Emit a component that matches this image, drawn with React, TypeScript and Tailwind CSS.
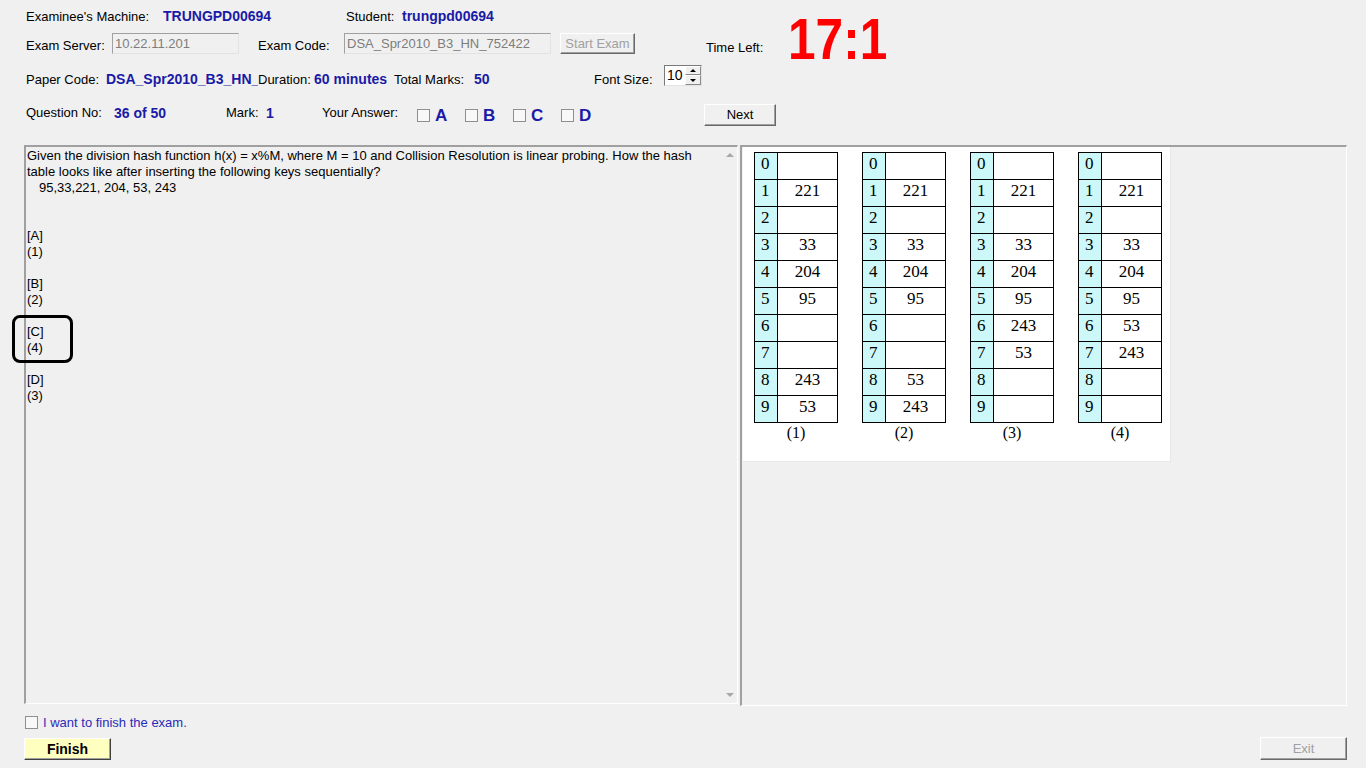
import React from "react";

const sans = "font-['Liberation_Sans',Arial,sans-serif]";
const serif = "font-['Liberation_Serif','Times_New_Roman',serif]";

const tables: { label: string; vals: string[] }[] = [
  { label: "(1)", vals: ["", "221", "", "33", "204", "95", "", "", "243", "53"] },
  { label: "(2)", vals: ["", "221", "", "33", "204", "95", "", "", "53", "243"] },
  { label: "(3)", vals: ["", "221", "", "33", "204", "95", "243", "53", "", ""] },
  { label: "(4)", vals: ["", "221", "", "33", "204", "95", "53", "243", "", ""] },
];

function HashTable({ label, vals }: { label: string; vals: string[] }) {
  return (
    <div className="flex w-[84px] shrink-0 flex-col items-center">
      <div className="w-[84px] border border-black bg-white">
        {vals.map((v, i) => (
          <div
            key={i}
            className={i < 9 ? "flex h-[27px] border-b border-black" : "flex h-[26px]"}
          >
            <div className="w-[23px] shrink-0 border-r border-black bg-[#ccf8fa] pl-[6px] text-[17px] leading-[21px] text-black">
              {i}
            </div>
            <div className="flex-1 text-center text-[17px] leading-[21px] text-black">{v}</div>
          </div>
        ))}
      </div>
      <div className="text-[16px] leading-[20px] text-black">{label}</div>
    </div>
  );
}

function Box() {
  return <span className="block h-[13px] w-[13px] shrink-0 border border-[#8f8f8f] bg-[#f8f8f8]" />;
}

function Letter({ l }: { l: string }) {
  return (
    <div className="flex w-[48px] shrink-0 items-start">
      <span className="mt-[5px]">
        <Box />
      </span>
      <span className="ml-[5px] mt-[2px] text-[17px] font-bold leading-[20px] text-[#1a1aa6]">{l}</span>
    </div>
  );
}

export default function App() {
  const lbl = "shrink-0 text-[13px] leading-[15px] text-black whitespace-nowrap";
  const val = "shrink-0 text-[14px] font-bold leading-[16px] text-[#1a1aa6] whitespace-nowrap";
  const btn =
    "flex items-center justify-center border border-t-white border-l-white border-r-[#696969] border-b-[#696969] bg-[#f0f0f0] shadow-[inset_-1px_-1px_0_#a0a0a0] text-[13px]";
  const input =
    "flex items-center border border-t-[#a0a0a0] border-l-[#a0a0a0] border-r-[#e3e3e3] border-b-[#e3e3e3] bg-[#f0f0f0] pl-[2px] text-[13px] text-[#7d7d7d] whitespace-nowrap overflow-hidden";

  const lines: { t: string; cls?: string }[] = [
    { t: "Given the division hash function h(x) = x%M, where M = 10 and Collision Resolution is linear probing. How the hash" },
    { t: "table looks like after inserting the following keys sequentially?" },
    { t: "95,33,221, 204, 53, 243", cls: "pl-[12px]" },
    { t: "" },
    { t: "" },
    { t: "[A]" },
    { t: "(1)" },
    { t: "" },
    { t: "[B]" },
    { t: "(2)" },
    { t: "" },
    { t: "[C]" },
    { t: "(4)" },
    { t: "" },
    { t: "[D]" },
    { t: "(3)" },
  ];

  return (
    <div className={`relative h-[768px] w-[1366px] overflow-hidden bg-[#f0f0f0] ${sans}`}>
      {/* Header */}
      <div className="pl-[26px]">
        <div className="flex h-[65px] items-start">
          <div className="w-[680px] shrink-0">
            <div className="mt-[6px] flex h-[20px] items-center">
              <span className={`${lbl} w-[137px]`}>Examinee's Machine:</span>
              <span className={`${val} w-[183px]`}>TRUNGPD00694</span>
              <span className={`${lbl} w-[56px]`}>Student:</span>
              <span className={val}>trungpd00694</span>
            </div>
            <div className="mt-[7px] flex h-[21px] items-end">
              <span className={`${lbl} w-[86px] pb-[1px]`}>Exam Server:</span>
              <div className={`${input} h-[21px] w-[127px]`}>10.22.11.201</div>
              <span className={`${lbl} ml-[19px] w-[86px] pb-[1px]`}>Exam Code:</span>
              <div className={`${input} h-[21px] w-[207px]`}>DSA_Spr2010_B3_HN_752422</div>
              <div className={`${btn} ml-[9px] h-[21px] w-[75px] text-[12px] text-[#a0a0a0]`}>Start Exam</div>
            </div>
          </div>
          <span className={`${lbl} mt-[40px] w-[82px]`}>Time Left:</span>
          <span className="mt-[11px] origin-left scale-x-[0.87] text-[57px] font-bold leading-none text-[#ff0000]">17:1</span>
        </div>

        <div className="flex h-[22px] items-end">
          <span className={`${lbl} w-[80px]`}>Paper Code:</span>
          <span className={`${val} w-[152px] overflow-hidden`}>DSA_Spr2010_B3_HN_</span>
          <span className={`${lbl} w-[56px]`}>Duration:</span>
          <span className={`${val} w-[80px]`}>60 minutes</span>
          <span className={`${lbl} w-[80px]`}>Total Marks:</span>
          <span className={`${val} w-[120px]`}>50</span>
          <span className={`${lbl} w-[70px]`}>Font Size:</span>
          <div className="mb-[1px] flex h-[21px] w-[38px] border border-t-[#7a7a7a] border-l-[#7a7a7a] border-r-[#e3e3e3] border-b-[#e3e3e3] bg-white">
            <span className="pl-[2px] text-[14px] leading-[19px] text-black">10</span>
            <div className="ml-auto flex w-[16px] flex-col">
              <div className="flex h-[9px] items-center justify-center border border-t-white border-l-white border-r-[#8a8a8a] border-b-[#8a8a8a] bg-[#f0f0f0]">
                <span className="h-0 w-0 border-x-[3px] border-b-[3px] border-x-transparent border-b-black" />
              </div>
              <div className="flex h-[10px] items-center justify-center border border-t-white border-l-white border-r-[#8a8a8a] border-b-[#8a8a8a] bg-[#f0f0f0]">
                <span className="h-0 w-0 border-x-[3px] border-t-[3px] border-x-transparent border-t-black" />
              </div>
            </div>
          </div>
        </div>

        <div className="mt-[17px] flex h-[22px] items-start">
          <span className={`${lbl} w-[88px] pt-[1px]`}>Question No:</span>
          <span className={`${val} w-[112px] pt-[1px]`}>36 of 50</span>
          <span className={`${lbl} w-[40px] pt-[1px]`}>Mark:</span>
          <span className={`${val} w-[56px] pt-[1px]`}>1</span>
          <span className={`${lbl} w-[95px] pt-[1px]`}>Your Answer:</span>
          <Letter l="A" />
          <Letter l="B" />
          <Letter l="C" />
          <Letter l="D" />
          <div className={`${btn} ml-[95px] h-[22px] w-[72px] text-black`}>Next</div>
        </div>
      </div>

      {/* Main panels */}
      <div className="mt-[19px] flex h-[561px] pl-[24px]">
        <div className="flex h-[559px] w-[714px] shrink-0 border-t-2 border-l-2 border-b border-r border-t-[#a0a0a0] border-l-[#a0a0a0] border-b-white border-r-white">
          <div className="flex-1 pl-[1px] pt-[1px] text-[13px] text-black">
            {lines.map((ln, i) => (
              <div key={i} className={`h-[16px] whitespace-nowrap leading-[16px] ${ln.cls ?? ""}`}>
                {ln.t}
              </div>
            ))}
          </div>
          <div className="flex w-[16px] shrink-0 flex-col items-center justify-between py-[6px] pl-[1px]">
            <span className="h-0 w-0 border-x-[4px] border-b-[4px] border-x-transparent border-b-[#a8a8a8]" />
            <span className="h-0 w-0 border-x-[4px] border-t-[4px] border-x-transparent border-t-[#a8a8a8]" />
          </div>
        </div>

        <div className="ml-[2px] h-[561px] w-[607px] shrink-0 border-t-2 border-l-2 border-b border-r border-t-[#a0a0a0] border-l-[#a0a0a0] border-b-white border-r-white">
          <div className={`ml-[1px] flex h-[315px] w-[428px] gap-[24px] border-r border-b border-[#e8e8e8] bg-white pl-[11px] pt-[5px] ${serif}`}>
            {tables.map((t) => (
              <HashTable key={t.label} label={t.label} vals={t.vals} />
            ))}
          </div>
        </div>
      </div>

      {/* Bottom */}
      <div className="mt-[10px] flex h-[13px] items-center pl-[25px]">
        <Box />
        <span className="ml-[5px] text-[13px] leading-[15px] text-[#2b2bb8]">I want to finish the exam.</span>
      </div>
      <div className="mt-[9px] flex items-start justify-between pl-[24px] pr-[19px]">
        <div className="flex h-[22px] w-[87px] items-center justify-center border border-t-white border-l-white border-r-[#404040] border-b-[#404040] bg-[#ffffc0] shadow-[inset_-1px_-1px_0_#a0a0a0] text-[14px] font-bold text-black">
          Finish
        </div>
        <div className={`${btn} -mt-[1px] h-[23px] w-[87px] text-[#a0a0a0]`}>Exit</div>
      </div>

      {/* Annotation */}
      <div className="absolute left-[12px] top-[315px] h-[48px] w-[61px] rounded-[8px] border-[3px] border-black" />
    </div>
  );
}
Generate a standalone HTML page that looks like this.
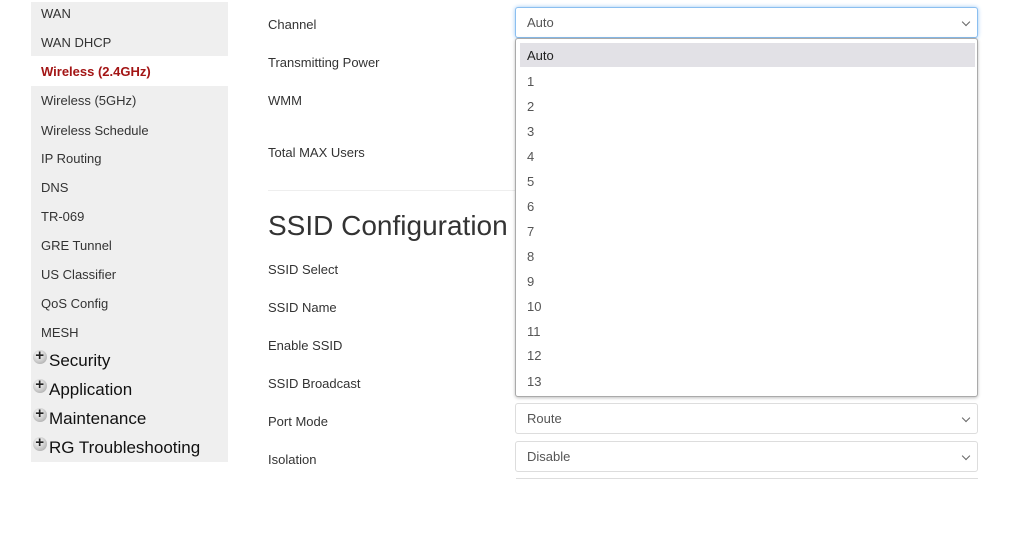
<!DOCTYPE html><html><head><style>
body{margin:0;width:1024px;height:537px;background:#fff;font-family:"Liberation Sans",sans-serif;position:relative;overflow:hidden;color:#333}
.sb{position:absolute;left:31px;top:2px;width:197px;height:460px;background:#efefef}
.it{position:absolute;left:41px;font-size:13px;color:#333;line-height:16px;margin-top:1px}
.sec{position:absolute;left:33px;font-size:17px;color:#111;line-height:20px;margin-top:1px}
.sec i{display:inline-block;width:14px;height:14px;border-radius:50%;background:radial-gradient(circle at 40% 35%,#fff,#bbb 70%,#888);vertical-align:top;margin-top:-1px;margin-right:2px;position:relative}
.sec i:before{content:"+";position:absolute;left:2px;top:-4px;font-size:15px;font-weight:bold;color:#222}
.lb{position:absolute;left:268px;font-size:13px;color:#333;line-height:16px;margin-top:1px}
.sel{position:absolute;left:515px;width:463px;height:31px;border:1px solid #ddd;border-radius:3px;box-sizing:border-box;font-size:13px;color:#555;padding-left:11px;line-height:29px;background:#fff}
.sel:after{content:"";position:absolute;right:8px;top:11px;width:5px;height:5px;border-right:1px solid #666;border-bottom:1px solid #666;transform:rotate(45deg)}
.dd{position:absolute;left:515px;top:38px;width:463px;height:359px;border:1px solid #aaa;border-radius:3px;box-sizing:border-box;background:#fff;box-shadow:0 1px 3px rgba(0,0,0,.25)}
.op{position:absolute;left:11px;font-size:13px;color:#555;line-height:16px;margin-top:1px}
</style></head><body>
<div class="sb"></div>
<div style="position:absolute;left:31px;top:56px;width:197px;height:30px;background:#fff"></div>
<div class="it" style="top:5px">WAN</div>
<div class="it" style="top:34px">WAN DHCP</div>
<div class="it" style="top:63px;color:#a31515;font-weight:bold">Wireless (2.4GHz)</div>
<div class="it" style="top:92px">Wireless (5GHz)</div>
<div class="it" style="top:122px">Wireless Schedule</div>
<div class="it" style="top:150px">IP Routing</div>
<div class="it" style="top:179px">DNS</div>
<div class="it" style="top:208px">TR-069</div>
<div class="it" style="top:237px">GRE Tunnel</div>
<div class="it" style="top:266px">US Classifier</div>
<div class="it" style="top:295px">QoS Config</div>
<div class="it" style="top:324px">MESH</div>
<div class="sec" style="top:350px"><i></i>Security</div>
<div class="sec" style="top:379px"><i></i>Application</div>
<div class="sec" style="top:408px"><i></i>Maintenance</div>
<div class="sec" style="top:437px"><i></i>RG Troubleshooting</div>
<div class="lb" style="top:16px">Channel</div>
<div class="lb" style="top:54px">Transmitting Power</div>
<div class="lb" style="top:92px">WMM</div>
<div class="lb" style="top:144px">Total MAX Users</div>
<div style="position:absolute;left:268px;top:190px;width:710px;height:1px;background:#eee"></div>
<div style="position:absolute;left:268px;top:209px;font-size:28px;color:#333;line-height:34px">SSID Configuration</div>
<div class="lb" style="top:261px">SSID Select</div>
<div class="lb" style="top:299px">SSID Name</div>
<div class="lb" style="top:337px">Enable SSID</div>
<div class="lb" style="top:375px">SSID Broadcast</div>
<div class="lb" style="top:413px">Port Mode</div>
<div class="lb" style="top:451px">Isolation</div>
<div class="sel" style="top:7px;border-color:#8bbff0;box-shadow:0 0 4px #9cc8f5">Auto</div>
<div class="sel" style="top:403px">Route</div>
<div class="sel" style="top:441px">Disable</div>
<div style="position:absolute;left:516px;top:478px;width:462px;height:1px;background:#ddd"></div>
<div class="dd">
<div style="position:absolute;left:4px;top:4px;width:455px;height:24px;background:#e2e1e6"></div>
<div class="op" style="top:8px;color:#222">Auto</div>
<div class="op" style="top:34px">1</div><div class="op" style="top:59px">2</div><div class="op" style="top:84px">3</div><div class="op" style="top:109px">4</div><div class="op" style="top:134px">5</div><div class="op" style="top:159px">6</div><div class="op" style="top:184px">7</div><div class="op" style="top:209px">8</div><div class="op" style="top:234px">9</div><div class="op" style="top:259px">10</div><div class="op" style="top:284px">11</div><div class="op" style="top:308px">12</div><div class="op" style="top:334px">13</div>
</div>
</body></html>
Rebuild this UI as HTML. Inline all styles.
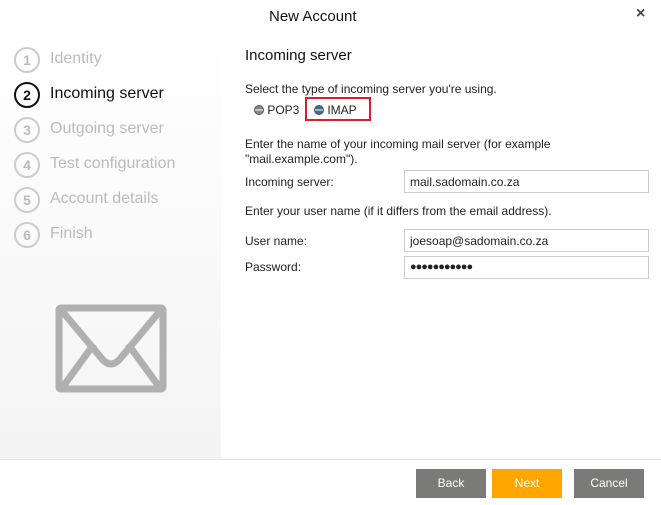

**WHAT THE EXERCISE ASKS:** Work through the listing above and report how many lines include the string "like", with no other text.

**TASK RESPONSE:** 2